The situation: what the surge in inspections really means
This is a regulatory update and new compliance obligation in practice, plus an industry-wide trend and emerging risk. Inspectors now expect clear evidence of a named Food Safety Supervisor (FSS), current training for all handlers, and substantiated controls for temperatures, allergen management, and cleaning/sanitising. In Victoria, obligations sit under the Food Act 1984 with council-led checks; other states apply their own legislation (e.g., Queensland’s Food Act 2006).
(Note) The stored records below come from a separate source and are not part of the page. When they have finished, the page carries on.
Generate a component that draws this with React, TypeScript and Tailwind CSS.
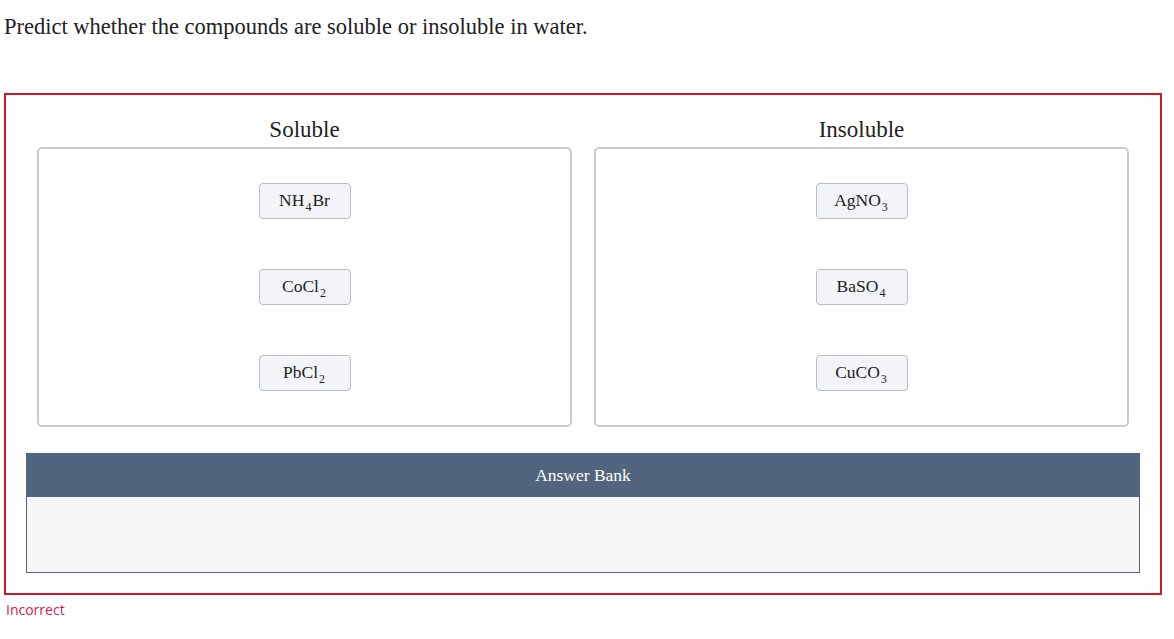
import React from "react";

const serif = { fontFamily: '"Liberation Serif", "Times New Roman", serif' };

function Chip({ children }: { children: React.ReactNode }) {
  return (
    <div className="w-[92px] h-[36px] flex items-center justify-center border border-[#b9bcc2] rounded-[4px] bg-[#f3f4f7] text-[17.5px] text-[#222] leading-none">
      <span>{children}</span>
    </div>
  );
}

function Sub({ children }: { children: React.ReactNode }) {
  return <sub className="text-[12px] relative -bottom-[5px] align-baseline px-[1px]">{children}</sub>;
}

function Column({ title, items }: { title: string; items: React.ReactNode[] }) {
  return (
    <div className="flex flex-col">
      <div className="h-[30px] leading-[34px] text-center text-[23px] text-[#222]">{title}</div>
      <div className="mt-[4px] h-[280px] border-2 border-[#cbcbcb] rounded-[5px] flex flex-col items-center pt-[34px] gap-[50px]">
        {items.map((it, i) => (
          <Chip key={i}>{it}</Chip>
        ))}
      </div>
    </div>
  );
}

export default function App() {
  return (
    <div className="w-[1174px] h-[639px] bg-white" style={serif}>
      <div className="pt-[13px] pl-[4px] text-[22.5px] leading-[28px] text-[#222]">
        Predict whether the compounds are soluble or insoluble in water.
      </div>
      <div className="ml-[4px] mt-[52px] w-[1158px] border-2 border-[#cc1b24] pt-[18px] pb-[20px] px-[20px]">
        <div className="grid grid-cols-2 gap-[22px] px-[11px]">
          <Column
            title="Soluble"
            items={[
              <>NH<Sub>4</Sub>Br</>,
              <>CoCl<Sub>2</Sub></>,
              <>PbCl<Sub>2</Sub></>,
            ]}
          />
          <Column
            title="Insoluble"
            items={[
              <>AgNO<Sub>3</Sub></>,
              <>BaSO<Sub>4</Sub></>,
              <>CuCO<Sub>3</Sub></>,
            ]}
          />
        </div>
        <div className="mt-[26px]">
          <div className="h-[44px] bg-[#51667e] flex items-center justify-center text-white text-[17.5px]">
            Answer Bank
          </div>
          <div className="h-[76px] bg-[#f7f7f7] border border-t-0 border-[#51667e]"></div>
        </div>
      </div>
      <div
        className="pl-[6px] pt-[6px] text-[14px] leading-[18px] text-[#d4195a]"
        style={{ fontFamily: '"Open Sans", "Noto Sans", sans-serif' }}
      >
        Incorrect
      </div>
    </div>
  );
}
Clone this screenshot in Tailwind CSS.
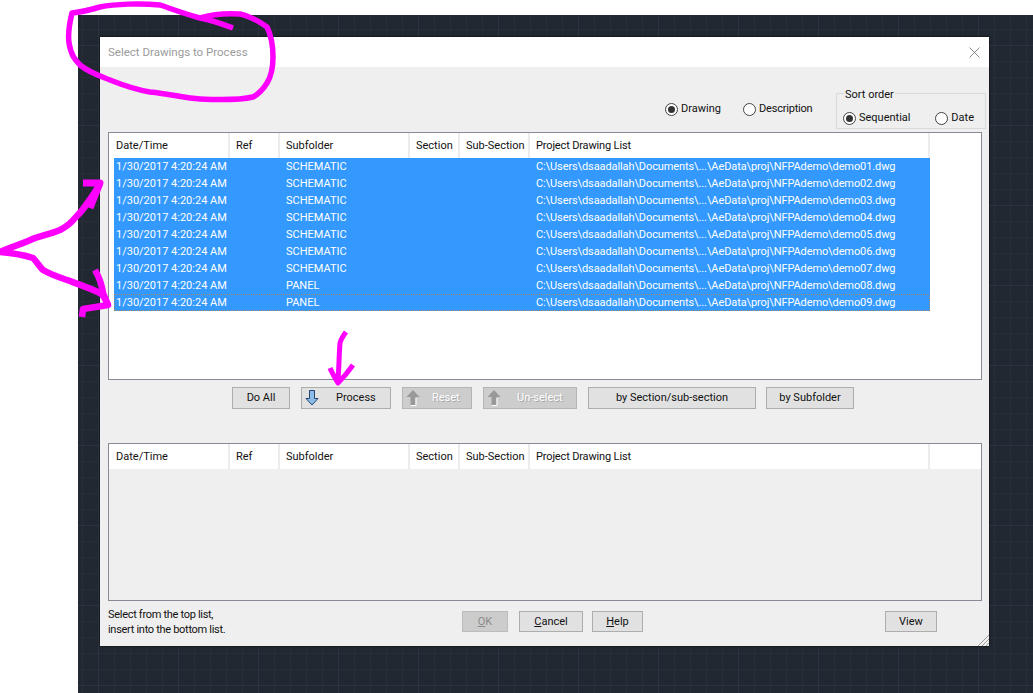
<!DOCTYPE html>
<html lang="en">
<head>
    <meta charset="UTF-8">
    <title>Select Drawings to Process</title>
    <script src="https://cdn.jsdelivr.net/npm/@tailwindcss/browser@4"></script>
</head>
<body class="relative bg-white h-[693px] w-[1033px] overflow-hidden font-['Roboto',sans-serif] text-[11px] text-[#111] whitespace-nowrap">
    <!-- dark drawing canvas -->
    <div class="ml-[78px] mt-[15px] h-[678px] pt-[22px] pl-[22px] bg-[#222831] bg-[linear-gradient(#2b3440_1px,transparent_1px),linear-gradient(90deg,#2b3440_1px,transparent_1px),linear-gradient(#272e38_1px,transparent_1px),linear-gradient(90deg,#272e38_1px,transparent_1px)] bg-[size:80px_80px,80px_80px,16px_16px,16px_16px] bg-[position:0_30px,20px_0,0_14px,4px_0]">
        <!-- dialog -->
        <div class="relative w-[889px] h-[609px] bg-[#efefef] shadow-[0_0_2px_#000]">
            <div class="h-[30px] bg-white flex items-center justify-between pl-[8px] pr-[9px] text-[#9b9b9b] text-[11.5px]">
                <span class="pt-px">Select Drawings to Process</span>
                <svg width="11" height="11" viewBox="0 0 11 11" fill="none" stroke="#8a8a8a" stroke-width="1"><path d="M0.5 0.5 10.5 10.5M10.5 0.5 0.5 10.5"/></svg>
            </div>

            <!-- options row -->
            <div class="h-[65px] relative">
                <div class="absolute left-[565px] top-[34px] flex items-center gap-[3px]">
                    <span class="w-[13px] h-[13px] rounded-full border border-[#444] bg-white flex items-center justify-center"><span class="w-[7px] h-[7px] rounded-full bg-[#333]"></span></span>
                    <span>Drawing</span>
                </div>
                <div class="absolute left-[643px] top-[34px] flex items-center gap-[3px]">
                    <span class="w-[13px] h-[13px] rounded-full border border-[#444] bg-white"></span>
                    <span class="tracking-[-0.2px]">Description</span>
                </div>
                <!-- group box, the label sits over its top border -->
                <div class="absolute left-[736px] top-[26px] w-[150px] h-[36px] border border-[#d9d9d9] pl-[6px] pr-[11px] pt-[16px]">
                    <span class="absolute left-[7px] -top-[6px] bg-[#efefef] px-[1px] leading-[14px]">Sort order</span>
                    <div class="flex items-center justify-between">
                        <div class="flex items-center gap-[3px]">
                            <span class="w-[13px] h-[13px] rounded-full border border-[#444] bg-white flex items-center justify-center"><span class="w-[7px] h-[7px] rounded-full bg-[#333]"></span></span>
                            <span>Sequential</span>
                        </div>
                        <div class="flex items-center gap-[3px]">
                            <span class="w-[13px] h-[13px] rounded-full border border-[#444] bg-white"></span>
                            <span>Date</span>
                        </div>
                    </div>
                </div>
            </div>

            <!-- top list -->
            <div class="ml-[8px] w-[874px] h-[248px] border border-[#868a94] bg-white">
                <div class="grid grid-cols-[121px_50px_130px_50px_70px_400px] h-[25px] items-stretch">
                    <div class="border-r-2 border-[#ececec] pl-[7px] pt-[2px] flex items-center">Date/Time</div>
                    <div class="border-r-2 border-[#ececec] pl-[6px] pt-[2px] flex items-center">Ref</div>
                    <div class="border-r-2 border-[#ececec] pl-[6px] pt-[2px] flex items-center">Subfolder</div>
                    <div class="border-r-2 border-[#ececec] pl-[6px] pt-[2px] flex items-center">Section</div>
                    <div class="border-r-2 border-[#ececec] pl-[6px] pt-[2px] flex items-center">Sub-Section</div>
                    <div class="border-r-2 border-[#ececec] pl-[6px] pt-[2px] flex items-center tracking-[-0.15px]">Project Drawing List</div>
                </div>
                <div id="rows" class="ml-[5px] w-[816px] text-white"></div>
            </div>

            <!-- action buttons -->
            <div class="ml-[132px] mt-[7px] flex gap-[11px] h-[22px]">
                <button class="w-[58px] border border-[#adadad] bg-[#e1e1e1] pt-px">Do All</button>
                <button class="w-[90px] border border-[#adadad] bg-[#e1e1e1] flex items-center pl-[3px]">
                    <svg width="14" height="16" viewBox="0 0 14 16"><path d="M4.500 0.500H9.500V8.500H13L7 15 1 8.500H4.500Z" fill="#8cbbe8" stroke="#26476f"/></svg>
                    <span class="ml-[17px] pt-px">Process</span>
                </button>
                <button class="w-[70px] border border-[#b5b5b5] bg-[#cdcdcd] flex items-center pl-[3px] text-white [text-shadow:1px_1px_0_#a8a8a8]">
                    <svg width="14" height="16" viewBox="0 0 14 16"><path d="M7 0 13.500 7H9.500V15H4.500V7H0.500Z" fill="#999"/><path d="M10 8V15.500H5" fill="none" stroke="#fff"/></svg>
                    <span class="ml-[12px] pt-px">Reset</span>
                </button>
                <button class="w-[94px] border border-[#b5b5b5] bg-[#cdcdcd] flex items-center pl-[3px] text-white [text-shadow:1px_1px_0_#a8a8a8]">
                    <svg width="14" height="16" viewBox="0 0 14 16"><path d="M7 0 13.500 7H9.500V15H4.500V7H0.500Z" fill="#999"/><path d="M10 8V15.500H5" fill="none" stroke="#fff"/></svg>
                    <span class="ml-[16px] pt-px">Un-select</span>
                </button>
                <button class="w-[168px] border border-[#adadad] bg-[#e1e1e1] pt-px">by Section/sub-section</button>
                <button class="w-[88px] -ml-px border border-[#adadad] bg-[#e1e1e1] pt-px">by Subfolder</button>
            </div>

            <!-- bottom list -->
            <div class="ml-[8px] mt-[34px] w-[874px] h-[158px] border border-[#868a94] bg-[#efefef]">
                <div class="grid grid-cols-[121px_50px_130px_50px_70px_400px_1fr] h-[25px] bg-white items-stretch">
                    <div class="border-r-2 border-[#ececec] pl-[7px] pt-[2px] flex items-center">Date/Time</div>
                    <div class="border-r-2 border-[#ececec] pl-[6px] pt-[2px] flex items-center">Ref</div>
                    <div class="border-r-2 border-[#ececec] pl-[6px] pt-[2px] flex items-center">Subfolder</div>
                    <div class="border-r-2 border-[#ececec] pl-[6px] pt-[2px] flex items-center">Section</div>
                    <div class="border-r-2 border-[#ececec] pl-[6px] pt-[2px] flex items-center">Sub-Section</div>
                    <div class="border-r-2 border-[#ececec] pl-[6px] pt-[2px] flex items-center tracking-[-0.15px]">Project Drawing List</div>
                    <div></div>
                </div>
            </div>

            <!-- footer -->
            <div class="relative ml-[8px] h-[45px]">
                <p class="absolute left-0 top-[6px] leading-[15px] tracking-[-0.3px]">Select from the top list,<br>insert into the bottom list.</p>
                <button class="absolute left-[354px] top-[10px] w-[46px] h-[21px] border border-[#bcbcbc] bg-[#cccccc] text-[#8a8a8a] pt-px"><u>O</u>K</button>
                <button class="absolute left-[411px] top-[10px] w-[64px] h-[21px] border border-[#adadad] bg-[#e1e1e1] pt-px"><u>C</u>ancel</button>
                <button class="absolute left-[484px] top-[10px] w-[51px] h-[21px] border border-[#adadad] bg-[#e1e1e1] pt-px"><u>H</u>elp</button>
                <button class="absolute left-[777px] top-[10px] w-[52px] h-[21px] border border-[#adadad] bg-[#e1e1e1] pt-px">View</button>
            </div>

            <!-- resize grip -->
            <svg class="absolute right-0 bottom-0" width="11" height="11" viewBox="0 0 11 11" fill="none" stroke="#9a9a9a"><path d="M0 11 11 0M4 11 11 4M8 11 11 8"/></svg>
        </div>
    </div>

    <!-- hand drawn marks over the screenshot -->
    <svg class="absolute left-0 top-0 pointer-events-none" width="1033" height="693" viewBox="0 0 1033 693" fill="none" stroke="#ff00ff" stroke-width="5.500" stroke-linejoin="round" stroke-linecap="butt">
        <path d="M233 28C222 24 212 20 200 18C185 14 175 10 160 5C140 3 115 4 100 7C90 10 82 12 72 13C69 25 68 35 69 43C71 55 75 60 80 65C90 73 100 76 110 80C125 86 138 90 150 92C170 94 185 98 200 99C220 100 240 100 253 97C260 93 264 88 267 83C272 75 273 65 273 57C273 45 271 35 267 27C260 22 250 16 240 14C225 13 210 15 200 18"/>
        <path d="M0 252C12 247 24 243 35 238C45 235 53 233 60 230C66 227 71 223 75 218C81 212 85 207 88 202C93 196 96 190 100 184" stroke-width="6.500"/>
        <path d="M83 183H100L90 208" stroke-width="7"/>
        <path d="M0 252C12 253 24 255 33 258C37 262 39 266 43 270C50 274 58 277 67 280C78 284 90 288 100 293C104 296 106 300 108 305" stroke-width="6.500"/>
        <path d="M95 270C99 277 102 285 103 293L108 305L83 309L82 317" stroke-width="6.500"/>
        <path d="M346 332C343 336 341 339 340 343C339 355 339 368 338 380M330 368C332 373 335 378 338 383C343 378 348 372 353 365" stroke-width="5"/>
    </svg>

    <script>
        // rows of the top list
        const rows = [
            ["SCHEMATIC", "01"], ["SCHEMATIC", "02"], ["SCHEMATIC", "03"],
            ["SCHEMATIC", "04"], ["SCHEMATIC", "05"], ["SCHEMATIC", "06"],
            ["SCHEMATIC", "07"], ["PANEL", "08"], ["PANEL", "09"]
        ];
        document.getElementById("rows").innerHTML = rows.map(([folder, num], i) => `
            <div class="relative flex h-[17px] pt-[2px] items-center bg-[#3399ff]">
                <span class="w-[172px] shrink-0 pl-[2px]">1/30/2017 4:20:24 AM</span>
                <span class="w-[250px] shrink-0">${folder}</span>
                <span class="tracking-[-0.1px]">C:\\Users\\dsaadallah\\Documents\\...\\AeData\\proj\\NFPAdemo\\demo${num}.dwg</span>
                ${i === 8 ? '<span class="absolute inset-0 border border-dotted border-[#c8823c]/70"></span>' : ''}
            </div>`).join("");
    </script>
</body>
</html>
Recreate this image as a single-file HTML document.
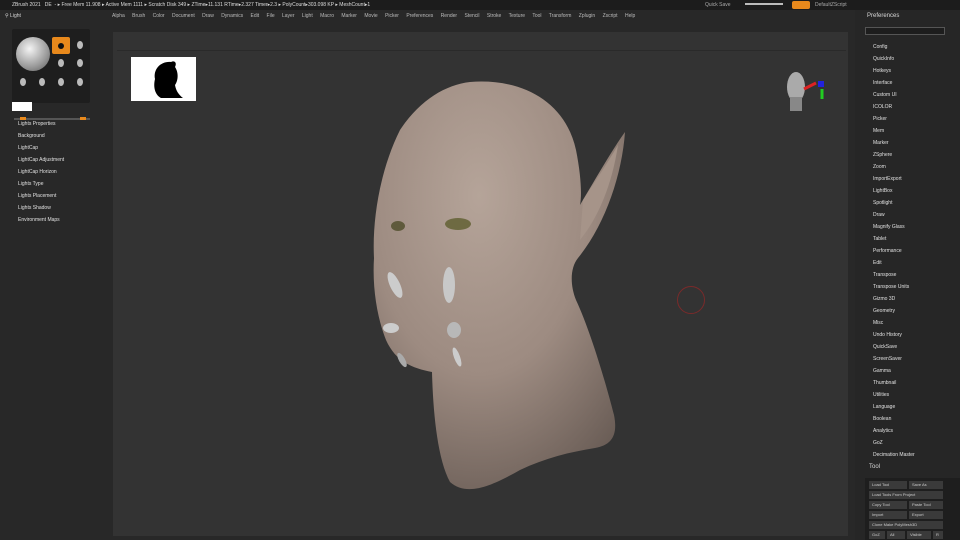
<!DOCTYPE html>
<html><head><meta charset="utf-8"><style>
*{margin:0;padding:0;box-sizing:border-box}
html,body{width:960px;height:540px}
body{background:#282828;font-family:"Liberation Sans",sans-serif;color:#d8d8d8;overflow:hidden;position:relative;font-size:5px}
.abs{position:absolute}
#title{left:0;top:0;width:960px;height:10px;background:#1c1c1c;font-size:5px;line-height:10px;padding-left:12px;color:#ddd;white-space:nowrap}
#menu{left:112px;top:10px;width:740px;height:12px;font-size:5px;line-height:12px;color:#bbb;word-spacing:6px;white-space:nowrap}
#left{left:0;top:10px;width:110px;height:530px;background:#282828}
#view{left:113px;top:32px;width:735px;height:504px;background:#333333}
#right{left:855px;top:10px;width:105px;height:530px;background:#262626}
.item{font-size:5px;color:#e0e0e0;height:12px;line-height:12px}
.btn{position:absolute;height:8px;background:#3a3a3a;font-size:4px;color:#ccc;line-height:8px;padding-left:3px}
.dot{position:absolute;width:6px;height:8px;border-radius:50%;background:#bbb}
</style></head><body>
<div class="abs" id="title">ZBrush 2021 &nbsp; DE &nbsp;- ▸ Free Mem 11.908 ▸ Active Mem 1111 ▸ Scratch Disk 349 ▸ ZTime▸11.131 RTime▸2.327 Timer▸2.3 ▸ PolyCount▸303.098 KP ▸ MeshCount▸1
<span style="position:absolute;left:705px;color:#aaa">Quick Save</span>
<span style="position:absolute;left:745px;top:3px;width:38px;height:2px;background:#bbb"></span>
<span style="position:absolute;left:792px;top:1px;width:18px;height:8px;background:#e8891c;border-radius:2px"></span>
<span style="position:absolute;left:815px;color:#aaa">DefaultZScript</span></div>
<div class="abs" id="menu">Alpha Brush Color Document Draw Dynamics Edit File Layer Light Macro Marker Movie Picker Preferences Render Stencil Stroke Texture Tool Transform Zplugin Zscript Help</div>
<div class="abs" id="left">
<div style="position:absolute;left:5px;top:3px;font-size:5px">⚲ Light</div>
<div style="position:absolute;left:12px;top:19px;width:78px;height:74px;background:#1e1e1e;border-radius:2px"></div>
<div style="position:absolute;left:16px;top:27px;width:34px;height:34px;border-radius:50%;background:radial-gradient(circle at 40% 35%,#f4f4f4,#9a9a9a 60%,#555)"></div>
<div style="position:absolute;left:52px;top:27px;width:18px;height:17px;background:#e8891c;border-radius:2px"></div>
<div style="position:absolute;left:58px;top:33px;width:6px;height:6px;background:#111;border-radius:50%"></div>
<div class="dot" style="left:77px;top:31px"></div>
<div class="dot" style="left:58px;top:49px"></div><div class="dot" style="left:77px;top:49px"></div>
<div class="dot" style="left:20px;top:68px"></div><div class="dot" style="left:39px;top:68px"></div><div class="dot" style="left:58px;top:68px"></div><div class="dot" style="left:77px;top:68px"></div>
<div style="position:absolute;left:12px;top:92px;width:20px;height:9px;background:#fff"></div>
<div style="position:absolute;left:14px;top:108px;width:76px;height:2px;background:#555"></div>
<div style="position:absolute;left:20px;top:107px;width:6px;height:3px;background:#e8891c"></div>
<div style="position:absolute;left:80px;top:107px;width:6px;height:3px;background:#e8891c"></div>
<div style="position:absolute;left:18px;top:108px">
<div class="item">Lights Properties</div><div class="item">Background</div><div class="item">LightCap</div><div class="item">LightCap Adjustment</div><div class="item">LightCap Horizon</div><div class="item">Lights Type</div><div class="item">Lights Placement</div><div class="item">Lights Shadow</div><div class="item">Environment Maps</div></div>
</div>
<div class="abs" id="view">
<div style="position:absolute;left:4px;top:18px;width:729px;height:1px;background:#2a2a2a"></div>
<div style="position:absolute;left:18px;top:25px;width:65px;height:44px;background:#fff"></div>
<svg style="position:absolute;left:18px;top:25px" width="65" height="44"><path d="M30 41 C24 38 22 30 24 22 C22 12 30 4 40 5 C44 3 46 6 44 10 C48 16 47 24 44 28 C45 34 48 38 52 41 Z" fill="#000"/></svg>
<svg style="position:absolute;left:665px;top:25px" width="50" height="60"><ellipse cx="18" cy="30" rx="9" ry="15" fill="#aaa"/><rect x="12" y="40" width="12" height="14" fill="#888"/><path d="M26 32 L38 26" stroke="#d22" stroke-width="3"/><rect x="40" y="24" width="6" height="6" fill="#22d"/><path d="M44 32 L44 42" stroke="#2c2" stroke-width="3"/></svg>
<div style="position:absolute;left:564px;top:254px;width:28px;height:28px;border:1px solid #7a2a2a;border-radius:50%"></div>
</div>
<svg class="abs" style="left:0;top:0" width="960" height="540">
<defs><radialGradient id="sk" cx="0.42" cy="0.28" r="0.8"><stop offset="0" stop-color="#b5a499"/><stop offset="0.55" stop-color="#9d8b81"/><stop offset="1" stop-color="#6a5d56"/></radialGradient></defs>
<path d="M470 82 C520 78 565 100 576 150 C581 175 582 195 580 205 C595 180 612 150 625 132 C622 175 605 225 578 258 C570 268 570 285 576 300 C590 330 605 380 614 415 C618 435 612 445 595 448 C570 452 545 458 520 470 C495 484 468 498 450 482 C437 458 433 410 432 372 C412 368 396 362 386 340 C378 320 372 290 374 258 C372 220 380 170 400 130 C420 100 445 85 470 82 Z" fill="url(#sk)"/>
<path d="M583 200 C595 182 608 162 618 145 C612 185 598 218 580 240 Z" fill="#a69489"/>
<ellipse cx="458" cy="224" rx="13" ry="6" fill="#6e6a42"/>
<ellipse cx="398" cy="226" rx="7" ry="5" fill="#5f5a3c"/>
<ellipse cx="395" cy="285" rx="5" ry="14" fill="#ccc" transform="rotate(-25 395 285)"/>
<ellipse cx="449" cy="285" rx="6" ry="18" fill="#c8c8c8"/>
<ellipse cx="391" cy="328" rx="8" ry="5" fill="#ccc"/>
<ellipse cx="454" cy="330" rx="7" ry="8" fill="#b8b8b8"/>
<ellipse cx="457" cy="357" rx="3" ry="10" fill="#ccc" transform="rotate(-20 457 357)"/>
<ellipse cx="402" cy="360" rx="3" ry="8" fill="#aaa" transform="rotate(-30 402 360)"/>
</svg>
<div class="abs" id="right">
<div style="position:absolute;left:12px;top:3px;font-size:6px">Preferences</div>
<div style="position:absolute;left:10px;top:17px;width:80px;height:8px;border:1px solid #555;background:#1d1d1d"></div>
<div style="position:absolute;left:18px;top:31px">
<div class="item">Config</div><div class="item">QuickInfo</div><div class="item">Hotkeys</div><div class="item">Interface</div><div class="item">Custom UI</div><div class="item">ICOLOR</div><div class="item">Picker</div><div class="item">Mem</div><div class="item">Marker</div><div class="item">ZSphere</div><div class="item">Zoom</div><div class="item">ImportExport</div><div class="item">LightBox</div><div class="item">Spotlight</div><div class="item">Draw</div><div class="item">Magnify Glass</div><div class="item">Tablet</div><div class="item">Performance</div><div class="item">Edit</div><div class="item">Transpose</div><div class="item">Transpose Units</div><div class="item">Gizmo 3D</div><div class="item">Geometry</div><div class="item">Misc</div><div class="item">Undo History</div><div class="item">QuickSave</div><div class="item">ScreenSaver</div><div class="item">Gamma</div><div class="item">Thumbnail</div><div class="item">Utilities</div><div class="item">Language</div><div class="item">Boolean</div><div class="item">Analytics</div><div class="item">GoZ</div><div class="item">Decimation Master</div></div>
<div style="position:absolute;left:14px;top:454px;font-size:6px">Tool</div>
<div style="position:absolute;left:10px;top:468px;width:95px;height:62px;background:#1e1e1e"></div>
<div class="btn" style="left:14px;top:471px;width:38px">Load Tool</div><div class="btn" style="left:54px;top:471px;width:34px">Save As</div>
<div class="btn" style="left:14px;top:481px;width:74px">Load Tools From Project</div>
<div class="btn" style="left:14px;top:491px;width:38px">Copy Tool</div><div class="btn" style="left:54px;top:491px;width:34px">Paste Tool</div>
<div class="btn" style="left:14px;top:501px;width:38px">Import</div><div class="btn" style="left:54px;top:501px;width:34px">Export</div>
<div class="btn" style="left:14px;top:511px;width:74px">Clone Make PolyMesh3D</div>
<div class="btn" style="left:14px;top:521px;width:16px">GoZ</div><div class="btn" style="left:32px;top:521px;width:18px">All</div><div class="btn" style="left:52px;top:521px;width:24px">Visible</div><div class="btn" style="left:78px;top:521px;width:10px">R</div>
</div>
</body></html>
Standard 3.2.2A also lifts the bar: food workers must complete mandatory Food Safety Supervisor or Food Handler training, and Chapter 3 of the Code reinforces health and hygiene requirements.
Why this matters now: dollars, downtime, and reputation
- Financial hit: On-the-spot product disposal, overtime to retrain staff, and potential infringements add up fast.
- Operational disruption: Improvement notices and temporary closures derail service and bookings.
- Reputation risk: Some jurisdictions publicly post enforcement outcomes—customers do check.
- Complexity pressure: High turnover, contractors, and changing classifications raise the risk of gaps unless your system is documented and centralised.
A lunch‑rush audit moment: a 5‑minute story
An inspector arrives at 12:15. They ask for training records and temperature logs. The probe is uncalibrated; logs are incomplete. Outcome: improvement notice, product disposal, and a frantic evening rebuilding records.
What went wrong
- No current FSS certificate on file.
- Handler training records scattered across emails and paper folders.
- Probe thermometer not calibrated; no verification record.
- Cleaning checklist missing signatures; allergen matrix outdated.
The hidden cost
- Wasted stock, overtime, staff anxiety, and a lingering digital paper trail that invites repeat scrutiny.
The 30‑minute evidence check (do this today)
- Food Safety Supervisor: Verify the named FSS and certificate currency. Keep it accessible to managers-on-duty.
- Training records: Confirm every current handler has completed required Food Handler/FSS training under 3.2.2A. Export certificates; store by role and start date.
- Probe & temperatures: Test the probe in ice water/boiling water; record calibration. Spot-check cold (60°C) holding and deliveries; update logs.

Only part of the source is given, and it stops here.